Four headline tiles are always visible: Requests (rate reaching Shield), Blocked (with the blocked share of traffic), Detected (detect-mode would-blocks — findings that were logged but allowed), and Latency p95 (Shield's own processing time per request, not the backend's).

Traffic & latency

  • Throughput — requests, blocked, and detected per second on one chart.
  • Blocked share of traffic (%) — blocked as a ratio of requests, with a now-tag that turns warning/error at high shares. A high share is normal under an attack or demo load, alarming on real traffic.
  • Request processing latency (p50 / p95 / p99) — Shield's per-request processing time, drawn against a dashed 200 ms reference line. Note this line is a fixed dashboard reference, not the actual default: the built-in default timeout is 50 ms, and the real budget is per-policy (see Body Inspection & Limits). The tag shows p99 as a share of the 200 ms reference.
  • Latency by phase (p95) — the same latency split by processing phase (request_headers, request_body, response_headers, response_body), which localizes cost to header checks vs body/WAF inspection.
  • Requests by edge — request rate per edge in this project, labeled listener (ip) from the node id.

Security findings

A row of tiles first: Body inspected (bytes/s decoded and inspected), DLP redactions (bodies rewritten per second via the body-mutation channel), Intake rejections (bodies truncated/blocked per second by the per-request cap or the process-wide in-flight budget — a DoS bound), and Detect+shadow (would-block findings per second across all engines).

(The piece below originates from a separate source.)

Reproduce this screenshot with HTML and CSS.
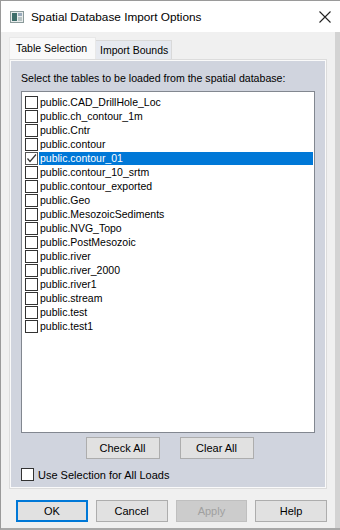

  • Blocked findings by engine — a stacked chart of block-action findings per engine (top 8, the rest folded into "other"), with a table of the top blockers and their share of blocks.
  • Would-block by engine (detect / shadow) — shown when any policy runs in a monitor mode; what would be blocked if those policies were switched to block. This is the chart to watch during a shadow rollout.
  • DLP redactions & intake rejections — the redaction and truncation rates over time (rejections split by reason: per_request_cap vs inflight_budget).

Audit & pipeline

Tiles: Audit queue (current depth of the bounded, drop-on-full queue — persistently high means the sink can't keep up), Audit dropped (events dropped per second; non-zero means the Security Events feed has a forensic gap), Export errors (the sink — ClickHouse/OTLP — rejected events, e.g. unreachable), and ext_proc errors (stream errors: recovered panics, transport drops, build failures). The section header flags audit degraded whenever drops or export errors are non-zero.

  • Audit dropped & export errors — the two loss rates over time, across all edges.
  • Pipeline stages — a table of every pipeline stage with its per-second action rates (continue/allow/deny/…) and p95 latency: which check does the work, and which check is slow.

Sidecar & config

Tiles: Goroutines (the canonical leak signal — a steady climb with flat traffic is a leak), Memory (RSS), Streams / body (concurrent ext_proc streams in flight and buffered body bytes — live load and memory pressure), and CPU (cores busy across shield edges).

  • Goroutines & in-flight streams — the leak/load signal over time.
  • Config & rollout (per edge) — a per-edge table joining build_info with config state: the running Shield version (with revision on hover), the config age (seconds since the active config was built — a growing age with recent pushes means the edge is stuck on last-good), and the consecutive reload-failure streak.

Health

Tiles for Fail-open, Fail-close, Timeouts, and the worst consecutive reload-failure streak, plus:

  • Fail-close / timeouts / ext_proc errors over time (all edges).
  • Per-edge health (current) — a table sorted worst-first by fail-close rate, then reload failures, then timeouts, so the edge needing attention is always on top.
tip

Fail-close events mean requests were denied because inspection failed, not because a rule matched — that is an availability problem, not a security event. Timeouts plus fail-close on one edge usually point at an overloaded sidecar or an unreachable dependency. See Metrics, Audit & Health for the underlying metrics and alerting queries.

When to use it vs Security Events

Use the Overview dashboard for trends and health: is blocking spiking, which engine dominates, is latency inside the budget, did the last policy push apply everywhere. Switch to Security Events when you need individual events: which requests were blocked, from which edge, by which rule, with what reason.